Continuing with its downbeat prognosis, the results polled show that it is not only spiraling material and fuel costs but also manpower costs that industry has had to deal with.  It is feared that a 60% of industry finds that expenditure on employees has gone up by about 10-30% in the current fiscal and is of major concern to units as their reputation has been built around low wage costs. The rise in employee salaries without corresponding rise in their skill sets would put corporates behind major competitor countries while exporting in the overseas market. 

However, there is an equally significant majority for whom employee cost has been contained within the range of 0-10%.

Apart from the above heads of expenditure, India Inc. is also feeling the pinch on account of high transport costs, rising outward freight charges and spiraling administrative expenditure.  Industry also finds that high excise duty structure, which constitutes a significant portion of production costs, and high sales tax and other levies in certain items which make products uncompetitive in the international market.

An increase in interest costs has been cited as yet another major deterrent in business.  The survey shows that interest costs could add up to around 30% of production costs for those accessing outside sources of finance.  However, the overall impact of a hike in interest rate on production costs is not much as many companies are utilizing internal resources to fund their working capital needs.

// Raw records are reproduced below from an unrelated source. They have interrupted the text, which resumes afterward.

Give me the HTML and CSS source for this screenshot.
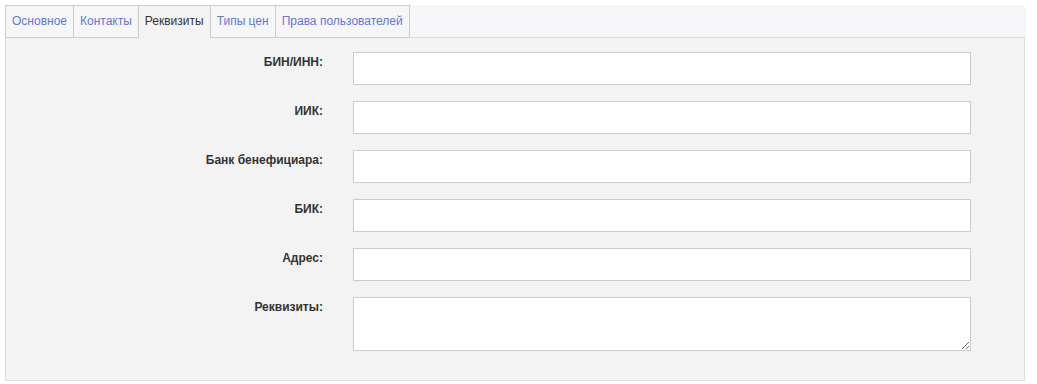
FILE: index.html
```html
<!DOCTYPE html>
<html lang="ru">
<head>
<meta charset="utf-8">
<link rel="stylesheet" href="styles.css">
</head>
<body>
<div class="wrap">
  <div class="tabs">
    <a class="tab">Основное</a>
    <a class="tab">Контакты</a>
    <a class="tab active">Реквизиты</a>
    <a class="tab">Типы цен</a>
    <a class="tab">Права пользователей</a>
  </div>
  <div class="panel">
    <div class="row"><label class="lbl">БИН/ИНН:</label><input class="field" type="text"></div>
    <div class="row"><label class="lbl">ИИК:</label><input class="field" type="text"></div>
    <div class="row"><label class="lbl">Банк бенефициара:</label><input class="field" type="text"></div>
    <div class="row"><label class="lbl">БИК:</label><input class="field" type="text"></div>
    <div class="row"><label class="lbl">Адрес:</label><input class="field" type="text"></div>
    <div class="row"><label class="lbl">Реквизиты:</label><textarea class="field area"></textarea></div>
  </div>
</div>
</body>
</html>
```
FILE: styles.css
```css
html, body { margin: 0; padding: 0; background: #fff; }
body { font-family: "Liberation Sans", Arial, sans-serif; font-size: 12px; color: #333; }
.wrap { padding: 5px 0 0 5px; width: 1021px; }
.tabs {
  display: flex;
  background: #f6f6f8;
  border-top-right-radius: 5px;
  height: 33px;
  width: 1021px;
}
.tab {
  display: block;
  box-sizing: border-box;
  height: 33px;
  padding: 0 6px 0 6px;
  line-height: 31px;
  border: 1px solid #cccccc;
  border-left-width: 0;
  color: #6477d6;
  background: #f6f6f8;
  cursor: pointer;
  position: relative;
  z-index: 1;
}
.tab:first-child { border-left-width: 1px; }
.tab.active { color: #333; background: #f3f3f3; border-bottom-color: #f3f3f3; }
.panel {
  box-sizing: border-box;
  width: 1020px;
  height: 344px;
  margin-top: -1px;
  border: 1px solid #dddddd;
  background: #f3f3f3;
  padding: 14px 0 0 0;
  display: flex;
  flex-direction: column;
  gap: 16px;
}
.row { display: grid; grid-template-columns: 317px 618px; column-gap: 30px; align-items: start; }
.lbl { text-align: right; font-weight: bold; padding-top: 3px; line-height: 15px; color: #333; }
.field {
  box-sizing: border-box;
  height: 33px;
  width: 618px;
  margin: 0;
  border: 1px solid #cccccc;
  background: #fff;
  border-radius: 0;
  outline: none;
  font: inherit;
  padding: 4px 6px;
}
.area { height: 54px; resize: vertical; display: block; }
```
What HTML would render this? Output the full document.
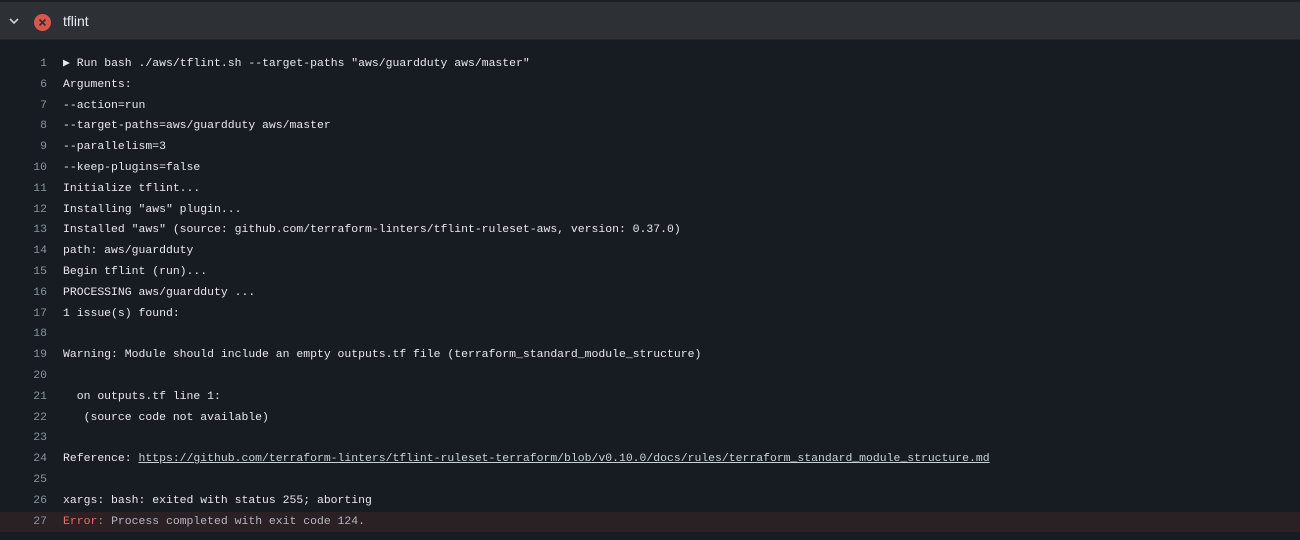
<!DOCTYPE html>
<html><head><style>
html,body{margin:0;padding:0;background:#171b22;width:1300px;height:540px;overflow:hidden}
.hdr{position:absolute;left:0;top:0;width:1300px;height:40px;background:#2d3035;border-top:2px solid #1c1f24;box-sizing:border-box;border-bottom:1px solid #202328}
.chev{position:absolute;left:8px;top:13px}
.x{position:absolute;left:34px;top:12px;width:17px;height:17px;border-radius:50%;background:#d9574a}
.title{position:absolute;left:63px;top:11px;font:14px "Liberation Sans",sans-serif;color:#e6edf3}
.log{position:absolute;left:0;top:54px;width:1300px;font:11.45px/20.8px "Liberation Mono",monospace;color:#e6eaef}
.r{height:20.8px;white-space:pre;position:relative}
.n{display:inline-block;width:47px;text-align:right;color:#8b949e;margin-right:16px}
.err{background:#2b2125}
.e{color:#e8705f}
.g{color:#b3b8bf}
a{color:#c9d1d9;text-decoration:underline}
</style></head><body>
<div class="hdr">
<svg class="chev" width="12" height="12" viewBox="0 0 12 12"><path d="M2 4l4 4 4-4" stroke="#c9d1d9" stroke-width="1.6" fill="none"/></svg>
<div class="x"><svg width="17" height="17" viewBox="0 0 17 17"><path d="M5.5 5.5l6 6M11.5 5.5l-6 6" stroke="#2d3035" stroke-width="1.6"/></svg></div>
<div class="title">tflint</div>
</div>
<div class="log">
<div class="r"><span class="n">1</span>▶ Run bash ./aws/tflint.sh --target-paths "aws/guardduty aws/master"</div>
<div class="r"><span class="n">6</span>Arguments:</div>
<div class="r"><span class="n">7</span>--action=run</div>
<div class="r"><span class="n">8</span>--target-paths=aws/guardduty aws/master</div>
<div class="r"><span class="n">9</span>--parallelism=3</div>
<div class="r"><span class="n">10</span>--keep-plugins=false</div>
<div class="r"><span class="n">11</span>Initialize tflint...</div>
<div class="r"><span class="n">12</span>Installing "aws" plugin...</div>
<div class="r"><span class="n">13</span>Installed "aws" (source: github.com/terraform-linters/tflint-ruleset-aws, version: 0.37.0)</div>
<div class="r"><span class="n">14</span>path: aws/guardduty</div>
<div class="r"><span class="n">15</span>Begin tflint (run)...</div>
<div class="r"><span class="n">16</span>PROCESSING aws/guardduty ...</div>
<div class="r"><span class="n">17</span>1 issue(s) found:</div>
<div class="r"><span class="n">18</span></div>
<div class="r"><span class="n">19</span>Warning: Module should include an empty outputs.tf file (terraform_standard_module_structure)</div>
<div class="r"><span class="n">20</span></div>
<div class="r"><span class="n">21</span>  on outputs.tf line 1:</div>
<div class="r"><span class="n">22</span>   (source code not available)</div>
<div class="r"><span class="n">23</span></div>
<div class="r"><span class="n">24</span>Reference: <a>https://github.com/terraform-linters/tflint-ruleset-terraform/blob/v0.10.0/docs/rules/terraform_standard_module_structure.md</a></div>
<div class="r"><span class="n">25</span></div>
<div class="r"><span class="n">26</span>xargs: bash: exited with status 255; aborting</div>
<div class="r err"><span class="n">27</span><span class="e">Error:</span> <span class="g">Process completed with exit code 124.</span></div>
</div>
</body></html>
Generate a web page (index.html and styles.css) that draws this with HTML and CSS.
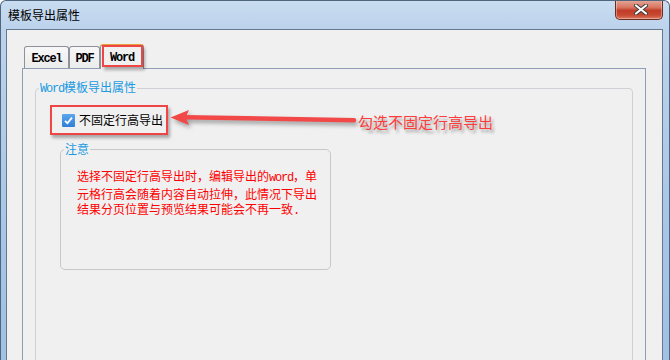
FILE: index.html
```html
<!DOCTYPE html>
<html lang="zh-CN">
<head>
<meta charset="utf-8">
<title>模板导出属性</title>
<link rel="stylesheet" href="styles.css">
</head>
<body>
<div class="window">
  <div class="titlebar">
    <span class="title">模板导出属性</span>
    <button class="close" aria-label="关闭">
      <svg width="14" height="11" viewBox="0 0 14 11">
        <path d="M2 1.5 L12 9.5 M12 1.5 L2 9.5" stroke="#3b3b3b" stroke-width="4" stroke-linecap="round"/>
        <path d="M2 1.5 L12 9.5 M12 1.5 L2 9.5" stroke="#ffffff" stroke-width="2.2" stroke-linecap="round"/>
      </svg>
    </button>
  </div>
  <div class="client">
    <div class="tabs">
      <div class="tab tab-excel">Excel</div>
      <div class="tab tab-pdf">PDF</div>
      <div class="tab tab-word active">Word<span class="mark"></span></div>
    </div>
    <div class="pane">
      <fieldset class="group">
        <legend><span class="lat">Word</span>模板导出属性</legend>
        <div class="opt">
          <span class="check">
            <svg width="13" height="13" viewBox="0 0 13 13">
              <defs>
                <linearGradient id="cb" x1="0" y1="0" x2="0" y2="1">
                  <stop offset="0" stop-color="#5aa6ee"/>
                  <stop offset="1" stop-color="#2f7fd6"/>
                </linearGradient>
              </defs>
              <rect x="0" y="0" width="13" height="13" rx="1" fill="url(#cb)"/>
              <path d="M3 6.8 L5.4 9.2 L10 3.6" fill="none" stroke="#ffffff" stroke-width="1.8"/>
            </svg>
          </span>
          <span class="opt-label">不固定行高导出</span>
        </div>
        <fieldset class="note">
          <legend>注意</legend>
          <p>选择不固定行高导出时，编辑导出的<span class="lat">word</span>，单<br>元格行高会随着内容自动拉伸，此情况下导出<br>结果分页位置与预览结果可能会不再一致<span class="lat">.</span></p>
        </fieldset>
      </fieldset>
    </div>
  </div>
  <svg class="arrow" width="670" height="360" viewBox="0 0 670 360">
    <line x1="185" y1="117.2" x2="354" y2="120.3" stroke="#f24848" stroke-width="4.5" stroke-linecap="round"/>
    <path d="M170.5 117.5 L189 110 L185.5 117.5 L189 125 Z" fill="#f24848"/>
  </svg>
  <div class="callout">勾选不固定行高导出</div>
</div>
</body>
</html>
```
FILE: styles.css
```css
html, body {
  margin: 0;
  padding: 0;
}
body {
  width: 670px;
  height: 360px;
  overflow: hidden;
  background: #ffffff;
  font-family: "Noto Sans CJK SC", "Noto Sans", sans-serif;
  font-size: 12px;
}
.window {
  position: relative;
  height: 380px;
  box-sizing: border-box;
  border: 1px solid #50667f;
  border-bottom: none;
  border-radius: 6px 6px 0 0;
  background: linear-gradient(to bottom, #c9dcf0 0, #bcd3ec 28px, #a9c7e7 200px, #9fc0e4 100%);
  padding: 0 6px 0 5px;
  display: flex;
  flex-direction: column;
  overflow: hidden;
}
.titlebar {
  flex: 0 0 28px;
  height: 28px;
  display: flex;
  align-items: flex-start;
}
.title {
  padding: 7px 0 0 2px;
  line-height: 14px;
  color: #000;
}
.close {
  margin: -1px 0 0 auto;
  width: 48px;
  height: 20px;
  box-sizing: border-box;
  padding: 0;
  border: 1px solid #6b2c22;
  border-top: none;
  border-radius: 0 0 5px 5px;
  background: linear-gradient(to bottom, #e6ab9c 0, #d7735f 40%, #c23c27 55%, #c84a33 80%, #dc7a5e 100%);
  box-shadow: inset 0 0 0 1px rgba(255, 255, 255, 0.35);
  display: flex;
  align-items: center;
  justify-content: center;
}
.close svg {
  display: block;
  margin-left: 3px;
}
.client {
  flex: 1 1 auto;
  min-height: 0;
  background: #f0f0f0;
  border: 1px solid #67788e;
  border-bottom: none;
  padding: 14px 16px 0 15px;
  display: flex;
  flex-direction: column;
  overflow: hidden;
}
.tabs {
  flex: 0 0 24px;
  display: flex;
  align-items: flex-end;
  height: 24px;
  padding-left: 2px;
}
.tab {
  height: 22px;
  box-sizing: border-box;
  border: 1px solid #8e9197;
  border-bottom: none;
  border-radius: 3px 3px 0 0;
  background: linear-gradient(to bottom, #f7f7f7, #ececec);
  display: flex;
  align-items: center;
  justify-content: center;
  padding-top: 2px;
  font-family: "Liberation Mono", "DejaVu Sans Mono", monospace;
  font-weight: bold;
  font-size: 12px;
  letter-spacing: -1.2px;
  color: #000;
}
.tab-excel { width: 45px; }
.tab-pdf { width: 31px; }
.tab-word { width: 44px; }
.tab.active {
  position: relative;
  z-index: 1;
  height: 25px;
  margin-bottom: -1px;
  padding-top: 0;
  background: #f0f0f0;
  border-top: 2px solid #e3a23c;
}
.mark {
  position: absolute;
  left: 1px;
  top: -1px;
  right: 0;
  bottom: 2px;
  border: 2px solid #f04545;
  box-shadow: 2px 3px 3px rgba(0, 0, 0, 0.3);
}
.pane {
  flex: 1 1 auto;
  min-height: 0;
  border: 1px solid #8f9eb5;
  border-bottom: none;
  padding: 11px 12px 0 12px;
  display: flex;
  flex-direction: column;
}
.group {
  flex: 0 0 auto;
  margin: 0;
  padding: 0;
  min-height: 400px;
  border: 1px solid #cdd1d6;
  border-radius: 4px;
}
.group > legend {
  margin-left: 3px;
  padding: 0 1px;
  line-height: 14px;
  color: #1b9ae0;
}
.lat {
  font-family: "Liberation Mono", "DejaVu Sans Mono", monospace;
  letter-spacing: -1.2px;
}
.opt {
  margin: 9px 0 0 14px;
  width: 118px;
  height: 30px;
  box-sizing: border-box;
  border: 2px solid #f04545;
  box-shadow: 2px 3px 3px rgba(0, 0, 0, 0.3);
  display: flex;
  align-items: center;
  padding-left: 10px;
  gap: 4px;
}
.check {
  display: flex;
  width: 13px;
  height: 13px;
}
.check svg { display: block; }
.opt-label {
  line-height: 14px;
  color: #000;
}
.note {
  margin: 7px 0 0 24px;
  width: 271px;
  height: 128px;
  box-sizing: border-box;
  padding: 0;
  border: 1px solid #c8c8c8;
  border-radius: 5px;
}
.note > legend {
  margin-left: 3px;
  padding: 0 1px;
  line-height: 14px;
  color: #1b9ae0;
}
.note p {
  margin: 12px 0 0 16px;
  line-height: 15px;
  color: #ff0000;
  white-space: nowrap;
}
.arrow {
  position: absolute;
  left: -1px;
  top: -1px;
  pointer-events: none;
  filter: drop-shadow(2px 3px 2px rgba(0, 0, 0, 0.35));
}
.callout {
  position: absolute;
  left: 357px;
  top: 112px;
  font-size: 15px;
  line-height: 18px;
  color: #ff3c3c;
  text-shadow: 2px 3px 3px rgba(0, 0, 0, 0.35);
  white-space: nowrap;
}
```
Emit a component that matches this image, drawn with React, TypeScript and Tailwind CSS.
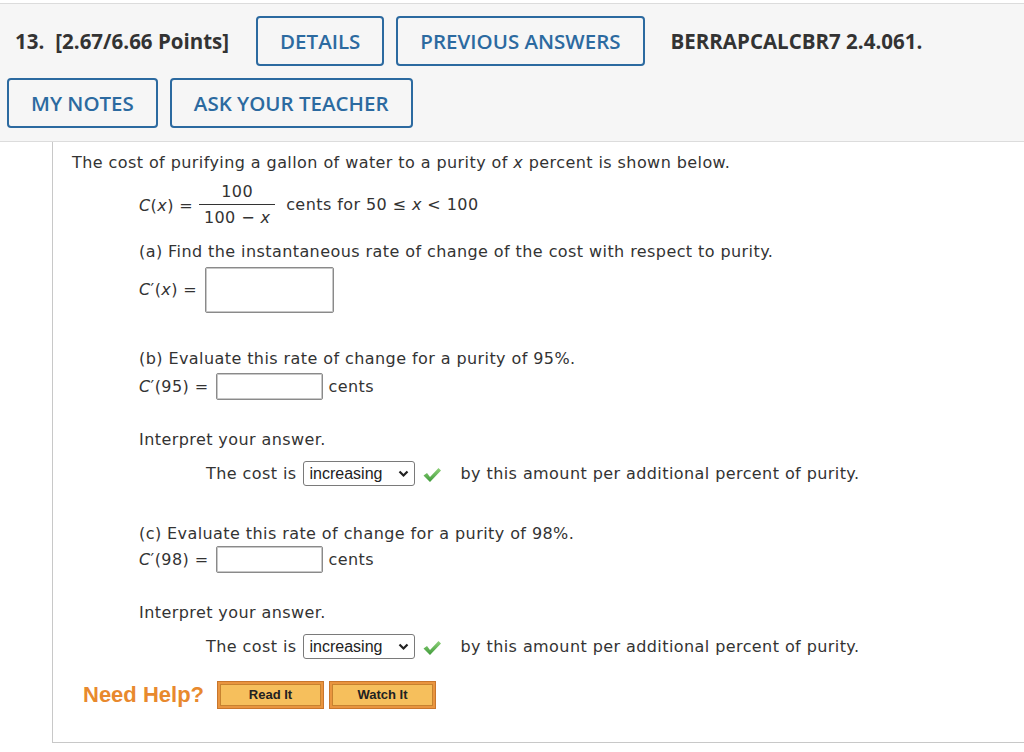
import React from 'react';

// Header button (blue outline)
function OutlineButton({ label }: { label: string }) {
  return (
    <div className="h-[50px] flex items-center px-[22px] border-2 border-[#2c6aa0] rounded-[4px] text-[#2c6aa0] text-[20.5px] font-semibold bg-[#f6f6f6]">
      {label}
    </div>
  );
}

function AnswerBox({ w, h }: { w: string; h: string }) {
  return <div className={`${w} ${h} border border-[#8a8a8a] rounded-[2px] bg-white shadow-[inset_0_0_0_1px_#c8c8c8]`} />;
}

function CheckMark() {
  return (
    <svg width="20" height="18" viewBox="0 0 20 18">
      <defs>
        <linearGradient id="chk" x1="0" y1="0" x2="0" y2="1">
          <stop offset="0" stopColor="#8fd27a" />
          <stop offset="1" stopColor="#3f9a3a" />
        </linearGradient>
      </defs>
      <path d="M1.5 9.5 L5 7 L8 11 L16.5 2 L19 4.5 L8 16 Z" fill="url(#chk)" />
    </svg>
  );
}

function SelectBox() {
  return (
    <div className="w-[112px] h-[25px] flex items-center justify-between pl-[6px] pr-[5px] border border-[#7a7a7a] rounded-[3px] bg-white text-[16px] tracking-normal text-[#222] [font-family:'Liberation_Sans',Arial,sans-serif]">
      <span>increasing</span>
      <svg width="11" height="8" viewBox="0 0 11 8">
        <path d="M1.5 1.5 L5.5 5.5 L9.5 1.5" fill="none" stroke="#222" strokeWidth="2.2" />
      </svg>
    </div>
  );
}

function Interpret() {
  return (
    <>
      <div className="mt-[29px] ml-[67px] h-[22px] flex items-center">Interpret your answer.</div>
      <div className="mt-[10px] ml-[134px] flex items-center h-[25px]">
        <span>The cost is</span>
        <span className="ml-[6px]"><SelectBox /></span>
        <span className="ml-[7px] mt-[3px]"><CheckMark /></span>
        <span className="ml-[19px]">by this amount per additional percent of purity.</span>
      </div>
    </>
  );
}

function Cvalue({ n, top }: { n: string; top: string }) {
  return (
    <div className={`${top} ml-[67px] flex items-center h-[27px]`}>
      <span><i>C</i>′({n}) =</span>
      <span className="ml-[7px]"><AnswerBox w="w-[107px]" h="h-[27px]" /></span>
      <span className="ml-[6px]">cents</span>
    </div>
  );
}

function HelpButton({ label }: { label: string }) {
  return (
    <div className="h-[28px] w-[107px] border border-[#c9762c] bg-[#e9953f] p-[2px]">
      <div className="h-full w-full border border-[#c7822f] bg-[#f6bf5c] flex items-center justify-center text-[13px] font-bold tracking-normal text-[#222] [font-family:'Liberation_Sans',Arial,sans-serif]">
        {label}
      </div>
    </div>
  );
}

export default function App() {
  return (
    <div className="w-[1024px] h-[752px] bg-white [font-family:'Open_Sans',sans-serif] overflow-hidden">
      {/* Header */}
      <div className="mt-[3px] bg-[#f6f6f6] border-t border-b border-[#dcdcdc] h-[139px]">
        <div className="flex items-center pt-[12px] pl-[15px]">
          <span className="text-[20.5px] font-bold text-[#333]">13.</span>
          <span className="ml-[11px] text-[20.5px] font-bold text-[#333]">[2.67/6.66 Points]</span>
          <div className="ml-[27px]"><OutlineButton label="DETAILS" /></div>
          <div className="ml-[12px]"><OutlineButton label="PREVIOUS ANSWERS" /></div>
          <span className="ml-[26px] text-[20.5px] font-bold text-[#333]">BERRAPCALCBR7 2.4.061.</span>
        </div>
        <div className="flex items-center mt-[12px] pl-[7px] gap-[12px]">
          <OutlineButton label="MY NOTES" />
          <OutlineButton label="ASK YOUR TEACHER" />
        </div>
      </div>

      {/* Question body */}
      <div className="ml-[52px] h-[601px] border-l border-b border-[#c8c8c8] pl-[19px] pt-[10px] text-[16px] tracking-[0.42px] text-[#333] [font-family:'DejaVu_Sans',Verdana,sans-serif]">
        <div className="h-[22px] flex items-center">
          The cost of purifying a gallon of water to a purity of&nbsp;<i>x</i>&nbsp;percent is shown below.
        </div>

        <div className="mt-[6px] ml-[67px] flex items-center h-[51px]">
          <span><i>C</i>(<i>x</i>) =</span>
          <span className="ml-[6px] inline-flex flex-col items-center">
            <span className="leading-[24px]">100</span>
            <span className="h-px w-[76px] bg-[#333]" />
            <span className="leading-[26px]">100 − <i>x</i></span>
          </span>
          <span className="ml-[11px] mt-[-2px]">cents for 50 ≤ <i>x</i> &lt; 100</span>
        </div>

        <div className="mt-[10px] ml-[67px] h-[22px] flex items-center">
          (a) Find the instantaneous rate of change of the cost with respect to purity.
        </div>

        <div className="mt-[4px] ml-[67px] flex items-center">
          <span><i>C</i>′(<i>x</i>) =</span>
          <span className="ml-[8px]"><AnswerBox w="w-[129px]" h="h-[46px]" /></span>
        </div>

        <div className="mt-[35px] ml-[67px] h-[22px] flex items-center">
          (b) Evaluate this rate of change for a purity of 95%.
        </div>
        <Cvalue n="95" top="mt-[3px]" />

        <Interpret />

        <div className="mt-[37px] ml-[67px] h-[22px] flex items-center">
          (c) Evaluate this rate of change for a purity of 98%.
        </div>
        <Cvalue n="98" top="mt-[1px]" />

        <Interpret />

        <div className="mt-[19px] ml-[11px] flex items-center">
          <span className="text-[22px] font-bold tracking-normal text-[#e8892e] [font-family:'Liberation_Sans',Arial,sans-serif]">Need Help?</span>
          <span className="ml-[13px]"><HelpButton label="Read It" /></span>
          <span className="ml-[5px]"><HelpButton label="Watch It" /></span>
        </div>
      </div>
    </div>
  );
}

According to the PHD survey, the respondents find it hard to raise output prices at the present juncture because of the elastic nature of demand. The situation today is that if companies pass on all costs to the end consumer, it will affect demand and if not, it affects operating margins.  The survey shows that it is only a handful of companies surveyed, around 11%, which are able to fully pass on the rise in input cost to the end-consumers.  A whopping 35% felt that the prevailing demand conditions were not conducive to a rise in output price.  However, around 54% said that they have been able to partially raise product prices to off-set the pressure on costs.

The good news is that the hike in fuel and commodity prices have induced firms to be more energy and cost efficient which have helped them to sustain their profitability to a significant extent.  Reports indicate that companies have already started adopting belt tightening measures to adapt to the changing market conditions.  According to the PHD survey, companies have started cutting down on travel, costs, deferred hiring decisions and experimented with ‘work from home’ to beat costs.  Besides corporates are also assiduously adopting energy saving devices such as implementing heat recovery systems, changing raw mix designs, installation of latest gas analyses for process control, switching over from captive power and to grid power, using alternate fuels CFL for lighting, staggering peak load in the works, initiating water conservation, air compression use of waste heat utilization and power saving devices etc. to conserve resources and bring about energy efficiency.

Some methods to save overall costs in industry include:

  • Inventory control
  • Reduction in overheads
  • Adopting lean manufacturing – identifying bottlenecks and other impediments in the path of lean production, initiating six sigma measures to control costs, effecting line balancing / flow design / layout changes to save time and cost.
  • Reduction of raw material cost by value engineering and by development of alternative vendors.
  • Augmenting R & D and finding technology solutions to offset the rise in major raw material costs.

Commenting on the rising costs in industry, companies feel that the government should have responded to signals emanating from the global economy and gradually raised fuel prices as this would have made it easier for companies to absorb cost instead of creating an environment of uncertainty in the economy.

Respondents felt that the recent price hike of inputs would definitely have an adverse impact on profitability.  In fact, around 50% of respondents polled perceived that their net revenues would decline by 10% by the end of this fiscal.  Around 38% anticipated their profits to go down by 11-30% while a small minority envisaged a fall in profits beyond 50%.  This is despite the cost cutting measures initiated by industry to stay lean.

Under the circumstances industry feels that there is also a compelling need to revisit prevailing policies in order to reinvigorate the industry and improve the investment climate in the region.  In this context, the respondents have suggested that efforts be made to ensure provision of better infrastructure facilities like roads, rail, airports, ICD, water sewerage and power. 

Secondly, the regulatory and fiscal burden on industry should be reduced by allowing higher depreciation on capital goods.  Furthermore, rationalization of excise duty on inputs, removal FBT and all special cess and duties and streamlining procedures should be given priority attention.  Skill development and reduction in cost of credit as also sustained efforts to bring down inflation to 6-8% were the other suggestions made by units to address the problem of cost escalation in industry.